_Task to carry out_
Find the word "that" in the data. Return every line where it appears.

Front-end source files

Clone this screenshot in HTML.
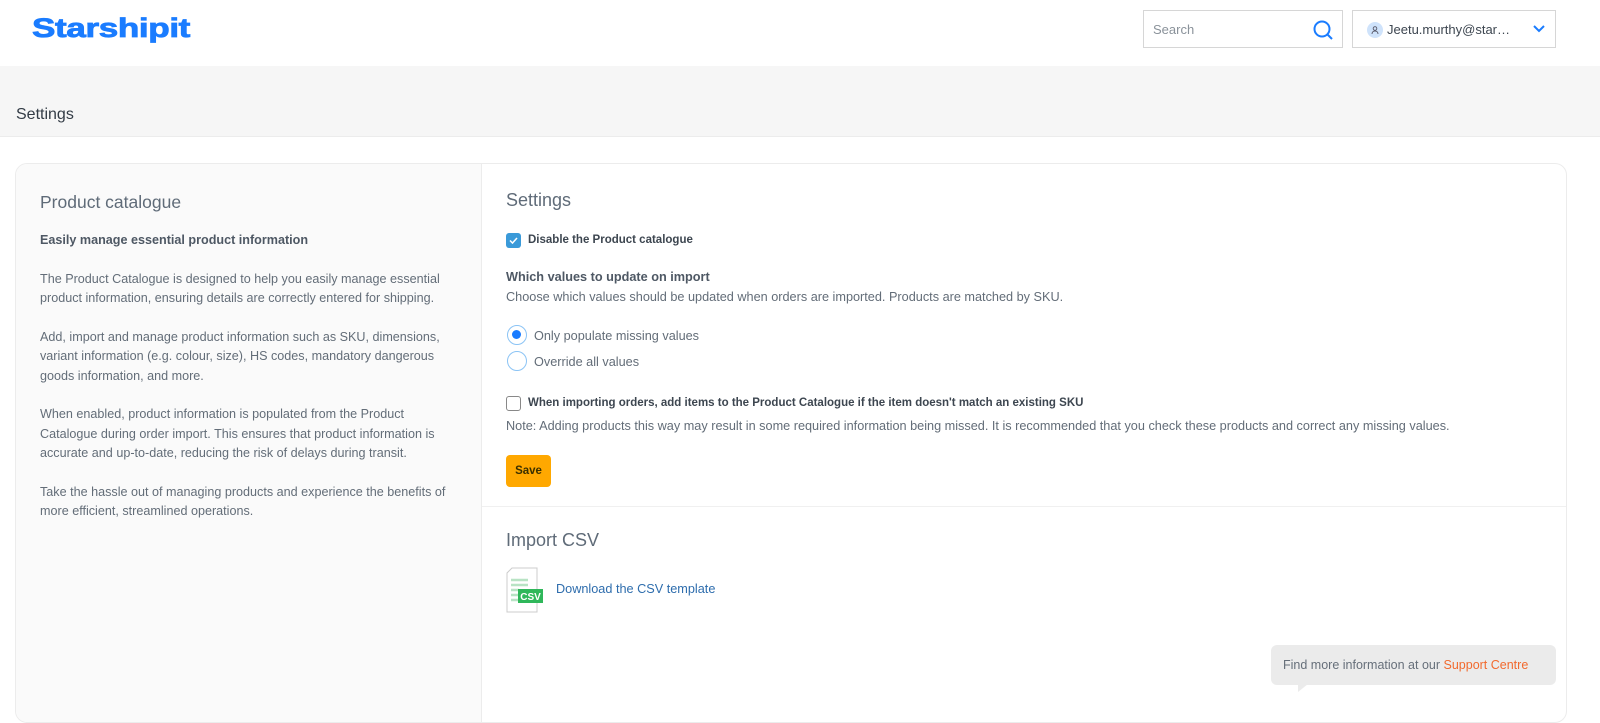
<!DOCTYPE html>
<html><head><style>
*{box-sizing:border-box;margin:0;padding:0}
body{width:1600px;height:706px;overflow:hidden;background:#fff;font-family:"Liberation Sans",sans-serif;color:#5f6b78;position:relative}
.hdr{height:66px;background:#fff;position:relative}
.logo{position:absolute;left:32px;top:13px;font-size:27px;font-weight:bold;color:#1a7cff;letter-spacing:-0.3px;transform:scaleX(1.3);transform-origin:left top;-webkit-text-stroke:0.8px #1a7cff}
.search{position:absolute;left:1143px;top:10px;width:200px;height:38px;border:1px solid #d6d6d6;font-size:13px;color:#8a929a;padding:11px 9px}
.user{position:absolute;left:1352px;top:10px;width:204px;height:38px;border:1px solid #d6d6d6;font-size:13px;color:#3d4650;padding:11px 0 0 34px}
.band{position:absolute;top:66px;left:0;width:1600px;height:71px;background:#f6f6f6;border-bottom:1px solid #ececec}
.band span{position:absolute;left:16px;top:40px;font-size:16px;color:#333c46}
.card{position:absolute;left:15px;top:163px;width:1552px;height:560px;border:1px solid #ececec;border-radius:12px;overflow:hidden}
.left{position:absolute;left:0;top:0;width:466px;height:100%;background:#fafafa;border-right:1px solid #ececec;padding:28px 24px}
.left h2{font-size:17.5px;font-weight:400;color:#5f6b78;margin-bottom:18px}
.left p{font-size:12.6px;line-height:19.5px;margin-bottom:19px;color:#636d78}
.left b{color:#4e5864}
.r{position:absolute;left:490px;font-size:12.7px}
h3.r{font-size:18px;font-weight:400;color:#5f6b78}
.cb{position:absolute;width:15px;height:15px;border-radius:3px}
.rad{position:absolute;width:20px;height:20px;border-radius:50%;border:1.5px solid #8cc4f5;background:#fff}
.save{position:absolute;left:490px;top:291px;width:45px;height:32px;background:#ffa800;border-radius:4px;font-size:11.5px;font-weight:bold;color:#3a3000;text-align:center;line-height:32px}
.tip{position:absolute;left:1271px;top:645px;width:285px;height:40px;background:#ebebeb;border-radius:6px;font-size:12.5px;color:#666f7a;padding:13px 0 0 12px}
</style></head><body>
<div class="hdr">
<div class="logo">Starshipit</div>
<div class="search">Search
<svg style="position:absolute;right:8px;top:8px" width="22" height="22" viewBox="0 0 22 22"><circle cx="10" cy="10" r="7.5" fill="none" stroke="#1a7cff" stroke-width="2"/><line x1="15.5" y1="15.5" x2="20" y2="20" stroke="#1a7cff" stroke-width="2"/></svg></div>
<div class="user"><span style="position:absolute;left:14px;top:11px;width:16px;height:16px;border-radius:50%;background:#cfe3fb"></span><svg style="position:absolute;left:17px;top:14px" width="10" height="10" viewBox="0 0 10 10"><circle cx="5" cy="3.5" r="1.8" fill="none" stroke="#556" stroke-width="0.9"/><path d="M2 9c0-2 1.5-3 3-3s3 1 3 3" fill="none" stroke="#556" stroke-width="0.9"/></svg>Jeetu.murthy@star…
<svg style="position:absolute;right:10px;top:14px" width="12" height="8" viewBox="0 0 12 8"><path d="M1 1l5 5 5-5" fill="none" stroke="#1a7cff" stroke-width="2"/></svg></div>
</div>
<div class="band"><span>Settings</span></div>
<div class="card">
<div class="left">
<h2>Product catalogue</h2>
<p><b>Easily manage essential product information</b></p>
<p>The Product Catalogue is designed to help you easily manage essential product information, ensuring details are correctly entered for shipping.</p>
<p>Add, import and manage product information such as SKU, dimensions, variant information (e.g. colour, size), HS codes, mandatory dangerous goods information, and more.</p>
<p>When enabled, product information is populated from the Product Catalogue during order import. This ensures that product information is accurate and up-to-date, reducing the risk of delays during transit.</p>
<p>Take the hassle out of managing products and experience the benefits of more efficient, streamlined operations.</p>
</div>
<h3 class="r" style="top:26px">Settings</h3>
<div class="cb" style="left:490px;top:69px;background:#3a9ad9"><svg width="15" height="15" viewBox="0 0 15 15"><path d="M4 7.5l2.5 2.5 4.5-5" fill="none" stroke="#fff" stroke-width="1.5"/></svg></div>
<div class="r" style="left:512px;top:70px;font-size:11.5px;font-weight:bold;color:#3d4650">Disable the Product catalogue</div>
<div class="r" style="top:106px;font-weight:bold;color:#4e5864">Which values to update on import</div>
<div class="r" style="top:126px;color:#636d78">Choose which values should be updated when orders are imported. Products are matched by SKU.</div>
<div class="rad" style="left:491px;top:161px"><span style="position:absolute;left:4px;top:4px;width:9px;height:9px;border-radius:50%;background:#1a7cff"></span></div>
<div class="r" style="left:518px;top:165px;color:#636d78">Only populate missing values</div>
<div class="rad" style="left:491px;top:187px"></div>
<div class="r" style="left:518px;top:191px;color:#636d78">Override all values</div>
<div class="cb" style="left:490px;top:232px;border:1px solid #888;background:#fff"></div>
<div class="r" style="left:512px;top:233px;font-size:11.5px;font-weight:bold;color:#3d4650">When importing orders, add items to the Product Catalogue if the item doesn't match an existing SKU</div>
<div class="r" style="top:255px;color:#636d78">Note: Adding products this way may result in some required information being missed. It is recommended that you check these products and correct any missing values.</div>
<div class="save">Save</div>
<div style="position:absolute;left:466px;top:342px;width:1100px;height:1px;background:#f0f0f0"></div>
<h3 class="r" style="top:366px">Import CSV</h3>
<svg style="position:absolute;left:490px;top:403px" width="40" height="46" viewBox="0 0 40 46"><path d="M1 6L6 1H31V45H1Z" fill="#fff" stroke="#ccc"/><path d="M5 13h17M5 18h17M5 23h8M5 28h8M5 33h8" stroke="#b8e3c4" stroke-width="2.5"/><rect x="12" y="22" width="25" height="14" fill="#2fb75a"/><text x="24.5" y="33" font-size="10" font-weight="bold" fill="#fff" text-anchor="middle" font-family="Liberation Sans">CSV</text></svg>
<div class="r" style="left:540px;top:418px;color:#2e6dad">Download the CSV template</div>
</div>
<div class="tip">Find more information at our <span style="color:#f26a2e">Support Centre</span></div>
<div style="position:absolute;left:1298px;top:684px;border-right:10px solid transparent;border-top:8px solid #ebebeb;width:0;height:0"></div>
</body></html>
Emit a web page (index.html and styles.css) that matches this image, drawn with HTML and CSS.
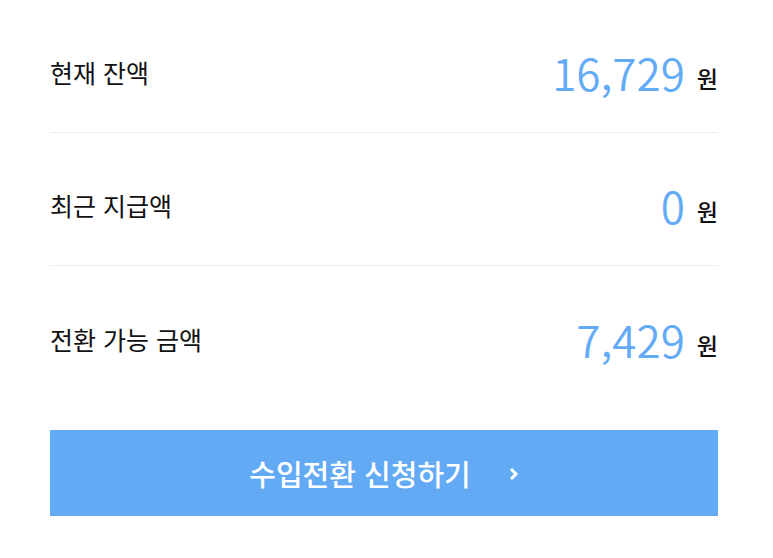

_Exercise output_
<p>When enabled, product information is populated from the Product Catalogue during order import. This ensures that product information is accurate and up-to-date, reducing the risk of delays during transit.</p>
<div class="r" style="top:255px;color:#636d78">Note: Adding products this way may result in some required information being missed. It is recommended that you check these products and correct any missing values.</div>
Emit a web page (index.html and styles.css) that matches this image, drawn with HTML and CSS.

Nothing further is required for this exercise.